In English language press, in 2023, Lara Marlowe reviewed the book for The Irish Times and likened it to "an updated version of George Orwell's Nineteen Eighty-Four." A reviewer for The Economist in 2024 called the novel "absorbing" and noted that it represents one of several works related to recent growing interest in America related to the concept of civil war, reflecting increasing polarization of American politics and society.

== Analysis ==
Marlowe saw the novel as a study in how fundamentalism and populism can warp societies. Schwartzbrod in turn saw this a study in "religious fundamentalism and intolerance" on the rise in the United States. Arnaud Viviant saw it as a tale about the end of democracy.

According to Kennedy, the fall of the United States began with the 1968 United States presidential election (won by Richard Nixon) and became nearly irreversible with the 2016 United States presidential election (won by Donald Trump).

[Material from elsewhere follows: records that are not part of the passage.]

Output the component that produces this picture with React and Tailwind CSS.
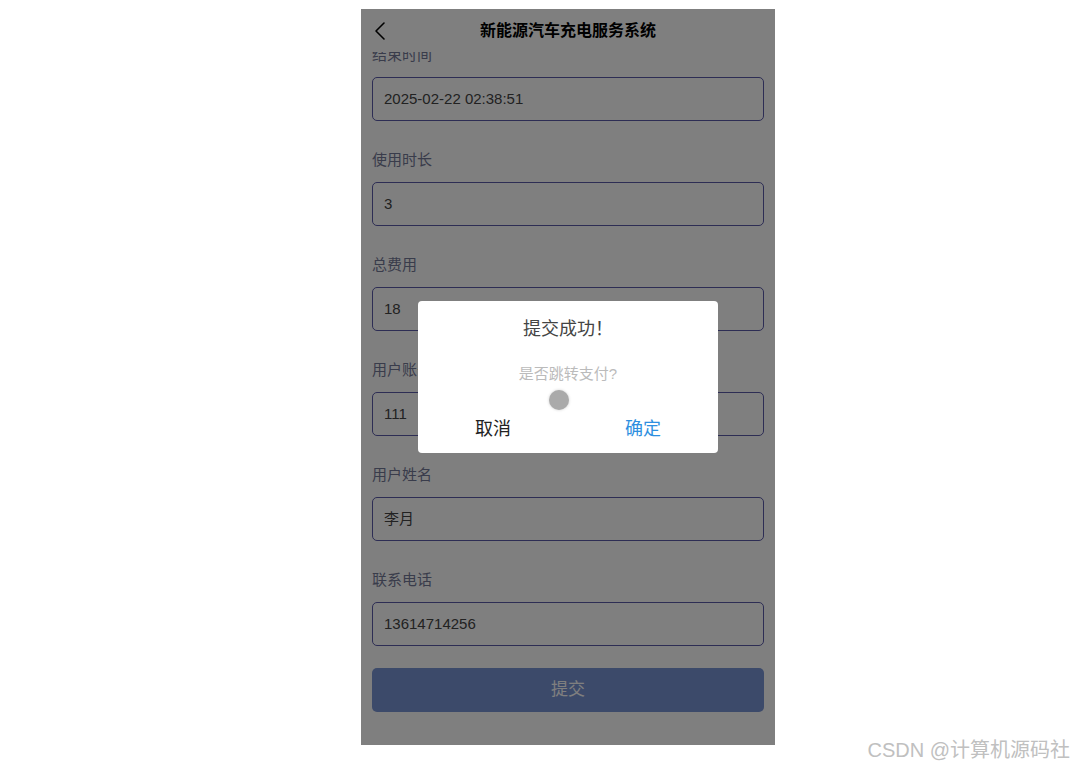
import React from "react";

const fields = [
  { label: "结束时间", value: "2025-02-22 02:38:51" },
  { label: "使用时长", value: "3" },
  { label: "总费用", value: "18" },
  { label: "用户账号", value: "111" },
  { label: "用户姓名", value: "李月" },
  { label: "联系电话", value: "13614714256" },
];

const font = { fontFamily: '"Liberation Sans", "Noto Sans CJK SC", sans-serif' };

export default function App() {
  return (
    <div className="relative w-[1074px] h-[768px] bg-white overflow-hidden pt-[9px]" style={font}>
      <div className="relative ml-[361px] w-[414px] h-[736px] bg-white flex flex-col overflow-hidden">
        <div className="relative z-10 h-[43px] shrink-0 bg-white flex items-center justify-center">
          <svg className="absolute left-[12px] top-[12px]" width="14" height="20" viewBox="0 0 14 20" fill="none">
            <path d="M11 2 L3 10 L11 18" stroke="#000" strokeWidth="1.6" strokeLinecap="round" strokeLinejoin="round" />
          </svg>
          <span className="text-[16px] font-bold text-black">新能源汽车充电服务系统</span>
        </div>
        <div className="flex-1 overflow-hidden px-[11px]">
          <div className="-mt-[8px] flex flex-col">
            {fields.map((f) => (
              <div key={f.label} className="flex flex-col mb-[28px]">
                <div className="h-[22px] leading-[22px] text-[15px] text-[#737896] mb-[11px]">{f.label}</div>
                <div className="h-[44px] rounded-[5px] border border-[#5a5aa8] flex items-center px-[11px] text-[15px] text-[#444]">
                  {f.value}
                </div>
              </div>
            ))}
            <div className="-mt-[6px] h-[44px] rounded-[5px] bg-[#7894d4] flex items-center justify-center text-[17px] text-white">
              提交
            </div>
          </div>
        </div>
        <div className="absolute inset-0 z-20 bg-[#000000]/50 flex items-center justify-center">
          <div className="w-[300px] h-[152px] bg-white rounded-[4px] flex flex-col items-center -mt-[1px]">
            <div className="mt-[17px] h-[22px] leading-[22px] text-[18px] text-[#444]">提交成功！</div>
            <div className="mt-[25px] h-[18px] leading-[18px] text-[15px] text-[#bbb]">是否跳转支付?</div>
            <div className="mt-[7px] -ml-[18px] w-[20px] h-[20px] rounded-full bg-[#aaaaaa] shadow-[0_0_3px_#ccc]"></div>
            <div className="mt-[7px] w-full flex">
              <div className="w-1/2 text-center text-[18px] leading-[24px] text-[#222]">取消</div>
              <div className="w-1/2 text-center text-[18px] leading-[24px] text-[#2d8fe0]">确定</div>
            </div>
          </div>
        </div>
      </div>
      <div className="absolute right-[4px] top-[737px] text-[20px] leading-[26px] text-[#c0c0c0]">CSDN @计算机源码社</div>
    </div>
  );
}
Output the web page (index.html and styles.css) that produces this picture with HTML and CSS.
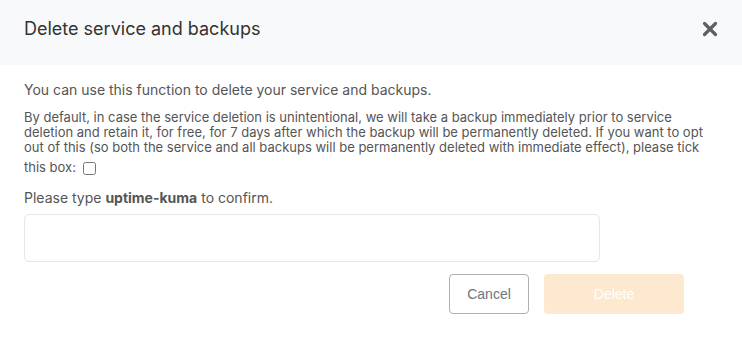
FILE: index.html
```html
<!DOCTYPE html>
<html lang="en">
<head>
    <meta charset="UTF-8">
    <meta name="viewport" content="width=device-width, initial-scale=1.0">
    <title>Delete service and backups</title>
    <link rel="stylesheet" href="styles.css">
</head>
<body>
    <div class="modal">
        <div class="modal-header">
            <h2 class="modal-title">Delete service and backups</h2>
            <button class="close" aria-label="Close">
                <svg width="16" height="16" viewBox="0 0 16 16">
                    <path d="M2.5 2.5 L13.5 13.5 M13.5 2.5 L2.5 13.5" stroke="#5f5f5f" stroke-width="3.2" stroke-linecap="round"/>
                </svg>
            </button>
        </div>
        <div class="modal-body">
            <p class="lead">You can use this function to delete your service and backups.</p>
            <p class="info">By default, in case the service deletion is unintentional, we will take a backup immediately prior to service deletion and retain it, for free, for 7 days after which the backup will be permanently deleted. If you want to opt out of this (so both the service and all backups will be permanently deleted with immediate effect), please tick this box: <input type="checkbox" class="tick"></p>
            <p class="lead confirm">Please type <b>uptime-kuma</b> to confirm.</p>
            <input type="text" class="confirm-input">
            <div class="actions">
                <button class="button cancel">Cancel</button>
                <button class="button delete" disabled>Delete</button>
            </div>
        </div>
    </div>
</body>
</html>
```

FILE: styles.css
```css
body {
    font-family: Inter, "Noto Sans", sans-serif;
    background-color: white;
    margin: 0;
    color: #555;
}
.modal {
    width: 742px;
}
.modal-header {
    display: flex;
    align-items: center;
    justify-content: space-between;
    height: 65px;
    padding: 0 24px 8px 24px;
    box-sizing: border-box;
    background: #f8f9fa;
}
.modal-title {
    margin: 0;
    font-size: 18px;
    font-weight: 400;
    color: #333;
}
.close {
    background: none;
    border: none;
    padding: 0;
    display: flex;
    cursor: pointer;
}
.modal-body {
    padding: 15px 24px 0 24px;
}
.lead {
    margin: 0 0 10px 0;
    font-size: 14px;
    line-height: 20px;
}
.info {
    margin: 0 0 13px 0;
    font-size: 13px;
    line-height: 15px;
}
.tick {
    width: 13px;
    height: 13px;
    margin: 7px 0 0 3px;
    vertical-align: -3px;
}
.confirm {
    margin-bottom: 6px;
}
.confirm-input {
    display: block;
    width: 576px;
    height: 48px;
    box-sizing: border-box;
    border: 1px solid #e6e6e6;
    border-radius: 5px;
    margin: 0;
}
.actions {
    display: flex;
    justify-content: flex-end;
    gap: 15px;
    margin: 12px 34px 0 0;
}
.button {
    height: 40px;
    font-family: "Liberation Sans", Arial, sans-serif;
    font-size: 14px;
    border-radius: 4px;
    cursor: pointer;
}
.cancel {
    width: 80px;
    background: white;
    border: 1px solid #b0b0b0;
    color: #6c757d;
}
.delete {
    width: 140px;
    background: #fde9cf;
    border: none;
    color: white;
}
```
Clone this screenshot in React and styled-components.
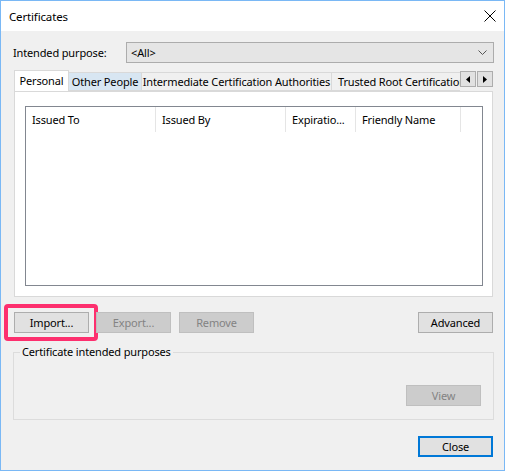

Many reviewers saw the book as a criticism of Donald Trump. Some reviewers also saw the president of the Republic as a critical reference to Elon Musk. Other reviewers noted the pessimistic choice facing Americans and arguably Western societies – one between a conservative theocracy and more liberal but privacy eroding surveillance state (de Lamberterie likened the choice to the one between "Big Brother and the inquisition"), both likened to totalitarian states, and about how individuals are powerless to influence the system they are living in. Kennedy referred to the latter state as technocratic.

Schwartzbrod compared the book's heroine to the video game character Lara Croft.

Kennedy himself noted that "I am delighted that critics in French-speaking countries underline the plausibility of this story [and that] my readers come away worried and destabilized".